The photograph shows three men in suits and a fourth in a long coat, standing by a car at the side of a dirt road on a flat plain panelled with fields. Power lines stretch to the grey horizon. The men could be property developers, surveying the site of a new out-of-town supermarket, but for a single detail: one of them has curled his hand into the shape of a pistol, and he is pointing it at his companions.

The picture, taken in 1963, comes from the archive of the Los Angeles Police Department. The three men in suits are cops, there to recreate the climax of the Onion Field kidnappings, one of the more notorious cases in the history of the LAPD – a police force that, in its 145-year history, has seen more notorious cases than any other. The fourth man (on the far right) is Jimmy Lee Smith, one of the suspects.

On the night of 9 March, two LAPD officers had been kidnapped in Hollywood and driven north into California's agricultural heartland. One, Ian Campbell, was shot dead in an onion field; the other, Karl Hettinger, ran off into the dark and escaped. The killers, Gregory Powell and Smith, known as "Jimmy Youngblood", were captured the next day. They received death sentences, but evaded execution when California abolished the death penalty several years later.

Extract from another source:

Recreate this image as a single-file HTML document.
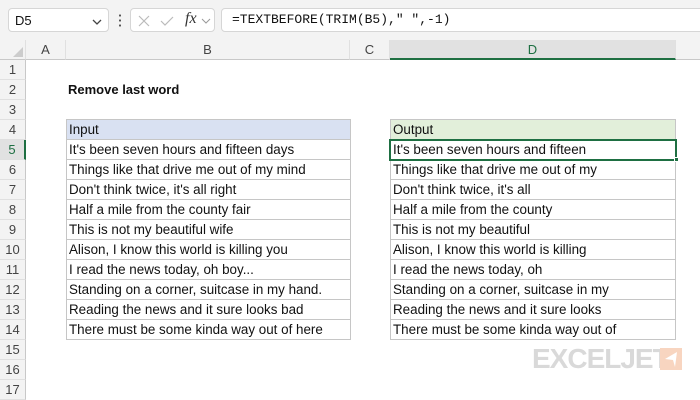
<!DOCTYPE html>
<html><head><style>
*{margin:0;padding:0;box-sizing:border-box}
body{width:700px;height:400px;overflow:hidden;background:#fff;font-family:"Liberation Sans",sans-serif;position:relative}
.top{position:absolute;left:0;top:0;width:700px;height:40px;background:#f3f3f3}
.box{position:absolute;background:#fff;border:1px solid #d6d6d6;border-radius:4px}
.ch{position:absolute;top:40px;height:20px;background:#f3f3f3;border-right:1px solid #e0e0e0;border-bottom:1px solid #c8c8c8;font-size:13px;color:#444;text-align:center;line-height:20px}
.rh{position:absolute;left:0;width:26px;height:20px;background:#f3f3f3;border-bottom:1px solid #e0e0e0;border-right:1px solid #c8c8c8;font-size:13px;color:#444;text-align:center;line-height:20px}
.c{position:absolute;height:20px;font-size:13.4px;line-height:20px;padding-left:2px;color:#111;white-space:nowrap;border:1px solid #c6c6c6;border-top:none}
</style></head><body>
<div class="top"></div>
<div class="box" style="left:8px;top:8px;width:101px;height:24px"><span style="position:absolute;left:6px;top:4px;font-size:13px;color:#111">D5</span><svg style="position:absolute;left:82px;top:9px" width="12" height="8"><path d="M2 2 L6 6 L10 2" fill="none" stroke="#444" stroke-width="1.3"/></svg></div>
<div style="position:absolute;left:119px;top:13px;width:2px;height:14px;background:radial-gradient(circle,#555 1px,transparent 1.2px) 0 0/2px 5px"></div>
<div class="box" style="left:130px;top:8px;width:85px;height:24px">
<svg style="position:absolute;left:6px;top:5px" width="14" height="14"><path d="M2 2L12 12M12 2L2 12" stroke="#bbb" stroke-width="1.2"/></svg>
<svg style="position:absolute;left:28px;top:5px" width="16" height="14"><path d="M2 7L6 11L14 3" fill="none" stroke="#bbb" stroke-width="1.2"/></svg>
<span style="position:absolute;left:54px;top:1px;font-family:'Liberation Serif',serif;font-style:italic;font-size:16px;color:#333">fx</span>
<svg style="position:absolute;left:70px;top:9px" width="10" height="7"><path d="M1 1L5 5L9 1" fill="none" stroke="#999" stroke-width="1"/></svg></div>
<div class="box" style="left:221px;top:8px;width:490px;height:24px"><span style="position:absolute;left:10px;top:3px;font-family:'Liberation Mono',monospace;font-size:13px;color:#111">=TEXTBEFORE(TRIM(B5)," ",-1)</span></div>

<div class="ch" style="left:0;width:26px"></div>
<div class="ch" style="left:26px;width:40px">A</div>
<div class="ch" style="left:66px;width:284px">B</div>
<div class="ch" style="left:350px;width:40px">C</div>
<div class="ch" style="left:390px;width:286px;background:#e1e1e1;border-bottom:2px solid #1e6f42;color:#1e6f42">D</div>
<div class="ch" style="left:676px;width:30px"></div>
<svg style="position:absolute;left:12px;top:46px" width="12" height="12"><path d="M11 1L11 11L1 11Z" fill="#ccc"/></svg>

<div class="rh" style="top:60px">1</div><div class="rh" style="top:80px">2</div><div class="rh" style="top:100px">3</div><div class="rh" style="top:120px">4</div>
<div class="rh" style="top:140px;background:#e1e1e1;color:#1e6f42;border-right:2px solid #1e6f42">5</div>
<div class="rh" style="top:160px">6</div><div class="rh" style="top:180px">7</div><div class="rh" style="top:200px">8</div><div class="rh" style="top:220px">9</div><div class="rh" style="top:240px">10</div><div class="rh" style="top:260px">11</div><div class="rh" style="top:280px">12</div><div class="rh" style="top:300px">13</div><div class="rh" style="top:320px">14</div><div class="rh" style="top:340px">15</div><div class="rh" style="top:360px">16</div><div class="rh" style="top:380px">17</div>

<div style="position:absolute;left:68px;top:82px;font-size:13px;font-weight:bold;color:#111">Remove last word</div>

<div class="c" style="left:66px;top:119px;width:285px;height:21px;background:#d9e1f2;border-top:1px solid #c6c6c6">Input</div>
<div class="c" style="left:66px;top:140px;width:285px">It's been seven hours and fifteen days</div>
<div class="c" style="left:66px;top:160px;width:285px">Things like that drive me out of my mind</div>
<div class="c" style="left:66px;top:180px;width:285px">Don't think twice, it's all right</div>
<div class="c" style="left:66px;top:200px;width:285px">Half a mile from the county fair</div>
<div class="c" style="left:66px;top:220px;width:285px">This is not my beautiful wife</div>
<div class="c" style="left:66px;top:240px;width:285px">Alison, I know this world is killing you</div>
<div class="c" style="left:66px;top:260px;width:285px">I read the news today, oh boy...</div>
<div class="c" style="left:66px;top:280px;width:285px">Standing on a corner, suitcase in my hand.</div>
<div class="c" style="left:66px;top:300px;width:285px">Reading the news and it sure looks bad</div>
<div class="c" style="left:66px;top:320px;width:285px">There must be some kinda way out of here</div>

<div class="c" style="left:390px;top:119px;width:286px;height:21px;background:#e2efda;border-top:1px solid #c6c6c6">Output</div>
<div class="c" style="left:390px;top:140px;width:286px">It's been seven hours and fifteen</div>
<div class="c" style="left:390px;top:160px;width:286px">Things like that drive me out of my</div>
<div class="c" style="left:390px;top:180px;width:286px">Don't think twice, it's all</div>
<div class="c" style="left:390px;top:200px;width:286px">Half a mile from the county</div>
<div class="c" style="left:390px;top:220px;width:286px">This is not my beautiful</div>
<div class="c" style="left:390px;top:240px;width:286px">Alison, I know this world is killing</div>
<div class="c" style="left:390px;top:260px;width:286px">I read the news today, oh</div>
<div class="c" style="left:390px;top:280px;width:286px">Standing on a corner, suitcase in my</div>
<div class="c" style="left:390px;top:300px;width:286px">Reading the news and it sure looks</div>
<div class="c" style="left:390px;top:320px;width:286px">There must be some kinda way out of</div>
<div style="position:absolute;left:389px;top:139px;width:288px;height:22px;border:2px solid #1e6f42"></div>
<div style="position:absolute;left:674px;top:157px;width:5px;height:5px;background:#1e6f42;border:1px solid #fff"></div>

<div style="position:absolute;left:532px;top:343px;font-size:28px;font-weight:bold;color:#d9d9d9;letter-spacing:-1px">EXCELJET</div>
<svg style="position:absolute;left:660px;top:348px" width="22" height="22"><rect width="22" height="22" fill="#f8d5c0"/><path d="M17 4L5 11L13 12L15 19Z" fill="#fff"/></svg>
</body></html>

The photograph has been unearthed for "Unedited!: the LAPD Photo Archives", an exhibition showing at this month's second annual Paris Photo fair in Los Angeles. The fair takes place on the soundstages of Paramount Studios in Hollywood, where some of the shots are being displayed in the shop façades of the studio's New York backlot – a fake Manhattan street – meaning they are "in" LA and New York simultaneously.